→ Data entries:
════════════════
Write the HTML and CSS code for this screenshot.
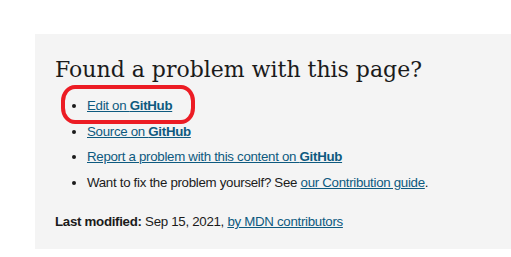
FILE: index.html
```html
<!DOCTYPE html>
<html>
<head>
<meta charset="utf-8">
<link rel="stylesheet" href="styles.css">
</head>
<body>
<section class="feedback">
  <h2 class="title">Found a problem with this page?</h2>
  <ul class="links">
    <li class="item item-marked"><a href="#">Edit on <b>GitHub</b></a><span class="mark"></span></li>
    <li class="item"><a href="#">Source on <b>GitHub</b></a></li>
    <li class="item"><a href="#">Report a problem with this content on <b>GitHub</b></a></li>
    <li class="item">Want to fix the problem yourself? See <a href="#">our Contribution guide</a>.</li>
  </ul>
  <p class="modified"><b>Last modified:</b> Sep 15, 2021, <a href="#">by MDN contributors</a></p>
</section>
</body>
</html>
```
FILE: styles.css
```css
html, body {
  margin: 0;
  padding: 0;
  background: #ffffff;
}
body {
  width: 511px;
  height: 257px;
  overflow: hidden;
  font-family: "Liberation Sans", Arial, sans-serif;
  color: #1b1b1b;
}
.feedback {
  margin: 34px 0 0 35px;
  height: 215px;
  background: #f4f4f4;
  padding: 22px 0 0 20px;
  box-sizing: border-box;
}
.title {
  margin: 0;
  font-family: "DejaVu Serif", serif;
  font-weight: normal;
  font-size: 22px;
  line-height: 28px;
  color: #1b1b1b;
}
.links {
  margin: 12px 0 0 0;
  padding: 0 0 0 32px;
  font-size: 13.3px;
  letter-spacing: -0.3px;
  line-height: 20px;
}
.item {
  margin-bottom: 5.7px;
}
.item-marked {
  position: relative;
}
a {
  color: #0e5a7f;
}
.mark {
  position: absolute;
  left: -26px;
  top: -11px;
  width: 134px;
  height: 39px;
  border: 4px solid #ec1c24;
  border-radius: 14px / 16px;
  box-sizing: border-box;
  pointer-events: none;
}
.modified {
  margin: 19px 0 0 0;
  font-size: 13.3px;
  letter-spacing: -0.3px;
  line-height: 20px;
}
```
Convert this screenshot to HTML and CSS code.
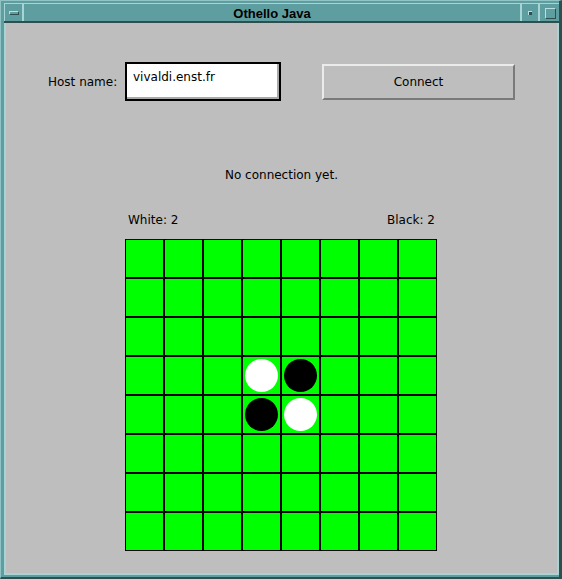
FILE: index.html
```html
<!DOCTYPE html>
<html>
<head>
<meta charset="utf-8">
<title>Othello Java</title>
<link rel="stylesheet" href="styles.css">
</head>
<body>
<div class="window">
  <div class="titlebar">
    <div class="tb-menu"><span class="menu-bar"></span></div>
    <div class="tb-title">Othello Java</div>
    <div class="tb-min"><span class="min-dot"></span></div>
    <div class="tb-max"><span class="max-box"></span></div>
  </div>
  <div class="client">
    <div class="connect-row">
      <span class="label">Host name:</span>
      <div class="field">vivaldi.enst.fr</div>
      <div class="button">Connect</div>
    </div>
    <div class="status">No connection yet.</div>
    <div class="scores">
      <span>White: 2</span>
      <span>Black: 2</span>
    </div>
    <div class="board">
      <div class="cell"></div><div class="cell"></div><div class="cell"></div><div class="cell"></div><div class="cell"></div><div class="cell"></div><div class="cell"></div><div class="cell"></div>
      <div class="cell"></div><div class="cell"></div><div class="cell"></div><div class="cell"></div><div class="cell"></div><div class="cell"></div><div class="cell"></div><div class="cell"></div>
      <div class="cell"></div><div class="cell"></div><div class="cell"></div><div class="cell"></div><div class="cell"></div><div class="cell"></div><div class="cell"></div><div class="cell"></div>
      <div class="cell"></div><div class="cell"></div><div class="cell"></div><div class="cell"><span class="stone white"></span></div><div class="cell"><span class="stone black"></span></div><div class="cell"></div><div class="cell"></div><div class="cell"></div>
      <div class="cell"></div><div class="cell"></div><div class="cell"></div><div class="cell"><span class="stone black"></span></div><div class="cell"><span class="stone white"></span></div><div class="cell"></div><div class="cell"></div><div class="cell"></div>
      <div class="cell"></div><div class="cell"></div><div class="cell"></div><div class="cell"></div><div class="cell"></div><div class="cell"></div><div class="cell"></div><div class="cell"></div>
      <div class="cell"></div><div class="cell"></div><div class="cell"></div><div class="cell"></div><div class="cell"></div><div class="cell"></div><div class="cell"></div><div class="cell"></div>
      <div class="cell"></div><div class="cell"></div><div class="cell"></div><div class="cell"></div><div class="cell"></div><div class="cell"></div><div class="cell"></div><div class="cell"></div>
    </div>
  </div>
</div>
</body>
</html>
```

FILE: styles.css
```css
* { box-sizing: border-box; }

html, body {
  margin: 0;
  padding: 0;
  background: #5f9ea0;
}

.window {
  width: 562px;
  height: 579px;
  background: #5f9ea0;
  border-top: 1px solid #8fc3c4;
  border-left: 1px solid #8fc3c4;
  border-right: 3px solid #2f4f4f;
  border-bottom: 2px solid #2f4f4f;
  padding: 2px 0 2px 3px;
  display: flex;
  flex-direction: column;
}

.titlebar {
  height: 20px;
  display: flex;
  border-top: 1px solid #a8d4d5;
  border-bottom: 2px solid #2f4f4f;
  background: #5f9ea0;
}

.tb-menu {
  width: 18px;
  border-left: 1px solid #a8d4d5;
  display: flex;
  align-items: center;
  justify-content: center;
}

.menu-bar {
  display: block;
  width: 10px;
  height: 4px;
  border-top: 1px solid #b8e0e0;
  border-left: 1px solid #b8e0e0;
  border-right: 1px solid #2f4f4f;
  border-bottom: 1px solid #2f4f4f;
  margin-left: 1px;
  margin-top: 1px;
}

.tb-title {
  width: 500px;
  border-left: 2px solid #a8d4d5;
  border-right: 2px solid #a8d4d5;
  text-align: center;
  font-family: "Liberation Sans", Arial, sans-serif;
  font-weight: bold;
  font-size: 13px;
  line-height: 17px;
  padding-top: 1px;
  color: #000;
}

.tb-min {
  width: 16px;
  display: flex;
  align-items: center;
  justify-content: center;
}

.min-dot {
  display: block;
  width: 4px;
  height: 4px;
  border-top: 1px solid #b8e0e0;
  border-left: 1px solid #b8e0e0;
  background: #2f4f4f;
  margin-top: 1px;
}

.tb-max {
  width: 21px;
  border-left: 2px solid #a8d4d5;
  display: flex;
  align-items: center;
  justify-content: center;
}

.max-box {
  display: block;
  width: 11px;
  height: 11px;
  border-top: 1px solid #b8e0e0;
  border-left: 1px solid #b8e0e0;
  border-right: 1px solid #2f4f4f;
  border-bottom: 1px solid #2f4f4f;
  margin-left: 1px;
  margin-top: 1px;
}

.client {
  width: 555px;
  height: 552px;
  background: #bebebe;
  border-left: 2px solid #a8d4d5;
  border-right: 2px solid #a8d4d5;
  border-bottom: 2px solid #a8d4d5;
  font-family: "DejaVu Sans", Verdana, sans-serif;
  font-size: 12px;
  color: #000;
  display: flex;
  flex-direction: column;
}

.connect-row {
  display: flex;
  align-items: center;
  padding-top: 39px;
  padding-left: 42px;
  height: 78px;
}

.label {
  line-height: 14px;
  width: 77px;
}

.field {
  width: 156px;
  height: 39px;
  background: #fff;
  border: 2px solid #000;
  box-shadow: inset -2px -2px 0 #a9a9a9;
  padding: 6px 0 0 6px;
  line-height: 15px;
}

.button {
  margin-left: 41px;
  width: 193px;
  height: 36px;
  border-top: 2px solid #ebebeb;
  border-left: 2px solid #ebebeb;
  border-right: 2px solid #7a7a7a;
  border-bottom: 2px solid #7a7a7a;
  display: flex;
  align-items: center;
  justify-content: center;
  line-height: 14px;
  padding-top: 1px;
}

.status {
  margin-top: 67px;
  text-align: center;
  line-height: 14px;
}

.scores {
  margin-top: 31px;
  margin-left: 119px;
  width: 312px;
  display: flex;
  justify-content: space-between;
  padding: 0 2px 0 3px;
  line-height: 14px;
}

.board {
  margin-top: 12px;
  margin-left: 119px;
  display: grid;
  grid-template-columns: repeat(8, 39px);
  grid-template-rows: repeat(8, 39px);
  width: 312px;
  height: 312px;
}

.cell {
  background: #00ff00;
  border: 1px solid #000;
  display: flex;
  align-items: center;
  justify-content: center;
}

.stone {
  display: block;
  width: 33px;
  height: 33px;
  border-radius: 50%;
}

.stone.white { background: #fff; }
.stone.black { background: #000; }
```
════════════════
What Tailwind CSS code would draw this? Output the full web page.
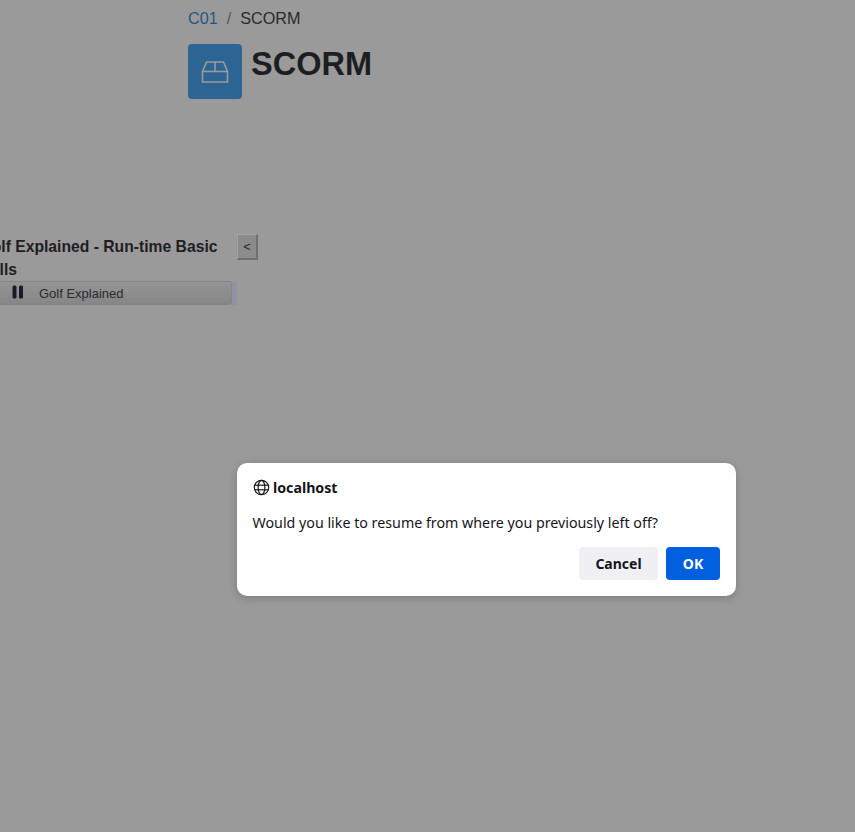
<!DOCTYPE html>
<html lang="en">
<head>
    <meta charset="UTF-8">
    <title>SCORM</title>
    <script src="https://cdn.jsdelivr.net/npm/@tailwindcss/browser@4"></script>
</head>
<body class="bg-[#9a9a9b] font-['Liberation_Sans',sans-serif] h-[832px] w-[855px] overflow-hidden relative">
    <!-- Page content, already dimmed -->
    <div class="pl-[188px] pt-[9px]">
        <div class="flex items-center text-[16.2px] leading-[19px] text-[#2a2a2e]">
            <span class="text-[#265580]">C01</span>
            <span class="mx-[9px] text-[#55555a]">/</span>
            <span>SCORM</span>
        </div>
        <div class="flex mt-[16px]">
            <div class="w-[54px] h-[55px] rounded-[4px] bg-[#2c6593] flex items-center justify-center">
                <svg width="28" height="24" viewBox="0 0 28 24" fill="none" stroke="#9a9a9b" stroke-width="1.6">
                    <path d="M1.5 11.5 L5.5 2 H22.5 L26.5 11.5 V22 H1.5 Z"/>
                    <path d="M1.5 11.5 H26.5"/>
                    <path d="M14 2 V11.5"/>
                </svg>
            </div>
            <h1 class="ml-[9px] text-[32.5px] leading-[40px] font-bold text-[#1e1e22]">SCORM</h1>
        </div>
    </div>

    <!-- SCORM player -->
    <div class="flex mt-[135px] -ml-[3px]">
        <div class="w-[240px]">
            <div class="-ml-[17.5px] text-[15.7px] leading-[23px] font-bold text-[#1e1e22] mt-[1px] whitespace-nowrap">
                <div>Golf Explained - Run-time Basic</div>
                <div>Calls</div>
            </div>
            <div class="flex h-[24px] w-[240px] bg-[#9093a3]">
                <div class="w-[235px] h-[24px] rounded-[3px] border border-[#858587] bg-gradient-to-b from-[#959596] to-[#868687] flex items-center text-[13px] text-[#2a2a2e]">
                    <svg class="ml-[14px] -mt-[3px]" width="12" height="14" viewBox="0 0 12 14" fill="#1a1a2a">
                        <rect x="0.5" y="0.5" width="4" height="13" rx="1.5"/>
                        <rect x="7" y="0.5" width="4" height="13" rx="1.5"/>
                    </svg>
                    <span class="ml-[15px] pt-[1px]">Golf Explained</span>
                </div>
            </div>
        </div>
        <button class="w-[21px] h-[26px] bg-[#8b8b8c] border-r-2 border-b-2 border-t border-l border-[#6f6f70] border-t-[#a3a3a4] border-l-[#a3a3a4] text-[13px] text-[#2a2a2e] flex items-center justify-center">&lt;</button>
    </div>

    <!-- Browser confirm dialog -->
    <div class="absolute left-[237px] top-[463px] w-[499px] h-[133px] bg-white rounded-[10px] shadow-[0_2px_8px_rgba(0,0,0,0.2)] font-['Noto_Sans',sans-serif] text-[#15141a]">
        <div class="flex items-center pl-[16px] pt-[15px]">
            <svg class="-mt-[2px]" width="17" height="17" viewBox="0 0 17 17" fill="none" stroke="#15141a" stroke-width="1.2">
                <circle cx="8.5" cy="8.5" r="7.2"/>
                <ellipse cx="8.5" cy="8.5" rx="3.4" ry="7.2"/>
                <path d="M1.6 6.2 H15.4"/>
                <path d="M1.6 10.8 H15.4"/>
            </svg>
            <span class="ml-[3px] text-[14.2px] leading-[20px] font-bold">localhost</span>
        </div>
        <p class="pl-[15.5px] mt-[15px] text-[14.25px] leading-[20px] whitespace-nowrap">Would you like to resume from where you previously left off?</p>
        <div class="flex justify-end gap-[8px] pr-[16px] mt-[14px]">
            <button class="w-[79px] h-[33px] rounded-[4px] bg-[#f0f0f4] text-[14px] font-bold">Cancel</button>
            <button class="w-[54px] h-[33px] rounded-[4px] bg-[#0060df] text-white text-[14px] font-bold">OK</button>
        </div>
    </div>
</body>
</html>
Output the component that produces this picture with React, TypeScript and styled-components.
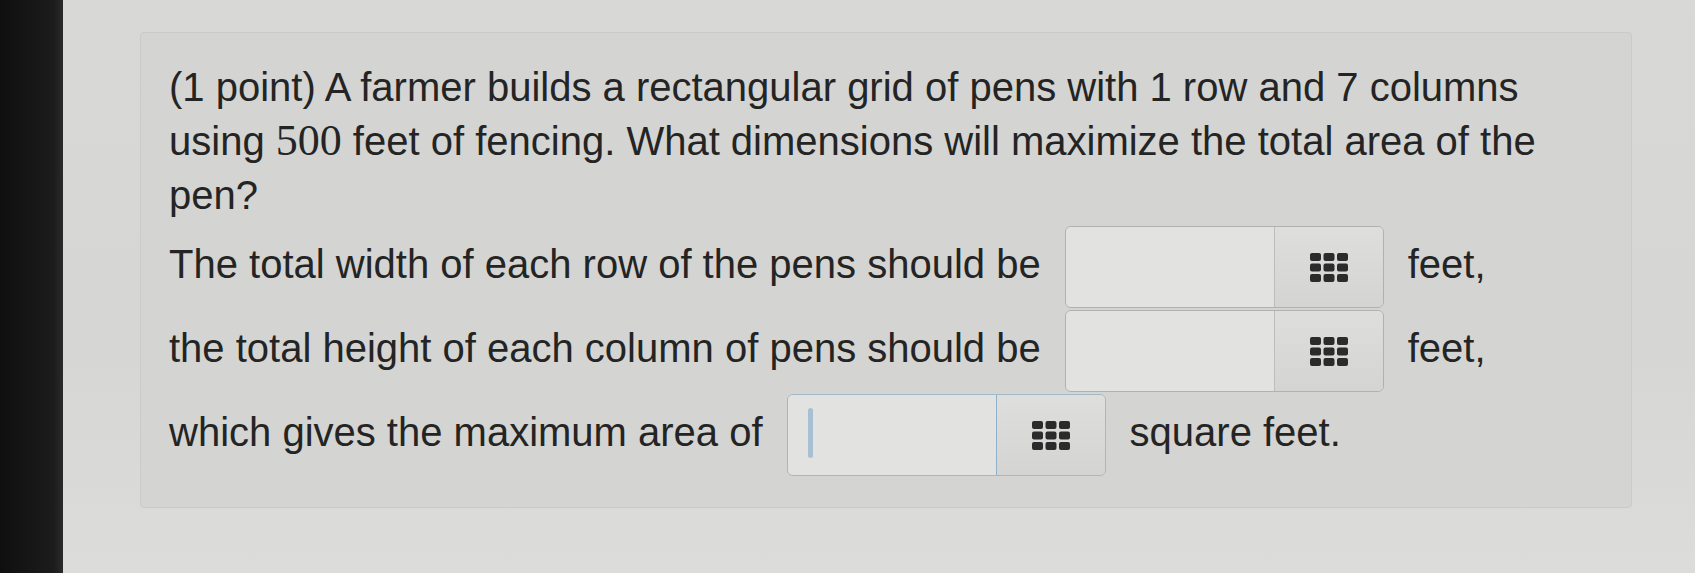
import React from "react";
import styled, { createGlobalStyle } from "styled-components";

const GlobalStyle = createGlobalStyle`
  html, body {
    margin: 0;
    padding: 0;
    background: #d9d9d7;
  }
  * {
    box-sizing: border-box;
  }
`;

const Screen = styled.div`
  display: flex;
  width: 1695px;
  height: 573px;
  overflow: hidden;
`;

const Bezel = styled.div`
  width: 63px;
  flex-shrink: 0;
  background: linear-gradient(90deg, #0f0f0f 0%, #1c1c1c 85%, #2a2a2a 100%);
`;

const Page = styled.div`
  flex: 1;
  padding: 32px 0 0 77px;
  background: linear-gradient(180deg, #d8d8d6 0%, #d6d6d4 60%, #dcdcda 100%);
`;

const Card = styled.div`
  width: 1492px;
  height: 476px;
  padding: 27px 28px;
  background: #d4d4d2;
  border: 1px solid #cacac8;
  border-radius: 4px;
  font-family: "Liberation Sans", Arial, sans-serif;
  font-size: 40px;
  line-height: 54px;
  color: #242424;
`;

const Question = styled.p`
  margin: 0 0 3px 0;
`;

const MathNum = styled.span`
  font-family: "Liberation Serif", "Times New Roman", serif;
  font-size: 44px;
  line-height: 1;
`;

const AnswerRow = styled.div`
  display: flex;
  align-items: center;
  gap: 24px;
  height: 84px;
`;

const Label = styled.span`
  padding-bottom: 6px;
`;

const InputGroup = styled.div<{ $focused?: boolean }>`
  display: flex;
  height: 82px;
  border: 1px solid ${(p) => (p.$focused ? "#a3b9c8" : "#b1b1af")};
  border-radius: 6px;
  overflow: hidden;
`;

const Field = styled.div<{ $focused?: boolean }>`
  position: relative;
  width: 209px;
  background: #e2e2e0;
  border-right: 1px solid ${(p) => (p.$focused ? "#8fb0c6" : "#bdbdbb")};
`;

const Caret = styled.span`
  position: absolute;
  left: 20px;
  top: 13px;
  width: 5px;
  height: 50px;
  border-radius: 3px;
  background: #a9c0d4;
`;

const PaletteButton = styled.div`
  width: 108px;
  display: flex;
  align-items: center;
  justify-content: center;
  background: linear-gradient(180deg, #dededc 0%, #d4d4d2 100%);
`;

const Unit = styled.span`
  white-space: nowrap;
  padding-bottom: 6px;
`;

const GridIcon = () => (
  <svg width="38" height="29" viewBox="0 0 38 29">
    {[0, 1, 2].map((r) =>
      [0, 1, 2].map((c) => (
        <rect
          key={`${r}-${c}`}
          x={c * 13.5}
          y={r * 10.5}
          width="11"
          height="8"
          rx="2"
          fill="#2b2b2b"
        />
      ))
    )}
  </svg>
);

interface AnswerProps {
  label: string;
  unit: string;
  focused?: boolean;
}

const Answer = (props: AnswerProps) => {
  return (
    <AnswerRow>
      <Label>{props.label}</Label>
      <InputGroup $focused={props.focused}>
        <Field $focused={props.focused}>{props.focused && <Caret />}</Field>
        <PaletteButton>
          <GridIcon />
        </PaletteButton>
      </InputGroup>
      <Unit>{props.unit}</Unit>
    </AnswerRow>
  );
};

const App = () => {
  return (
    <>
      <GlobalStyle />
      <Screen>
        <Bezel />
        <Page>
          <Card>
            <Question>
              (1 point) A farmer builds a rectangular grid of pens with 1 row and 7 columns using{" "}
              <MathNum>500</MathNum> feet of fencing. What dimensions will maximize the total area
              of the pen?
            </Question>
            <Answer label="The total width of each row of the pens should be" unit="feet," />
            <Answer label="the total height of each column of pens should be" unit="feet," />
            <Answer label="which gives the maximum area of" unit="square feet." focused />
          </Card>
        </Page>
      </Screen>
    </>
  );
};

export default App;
════════════════
→ What is expected: Identify the lines that contain the string "components", and copy every one of them.

→ Solution to the problem:
Output the component that produces this picture with React, TypeScript and styled-components.
import styled, { createGlobalStyle } from "styled-components";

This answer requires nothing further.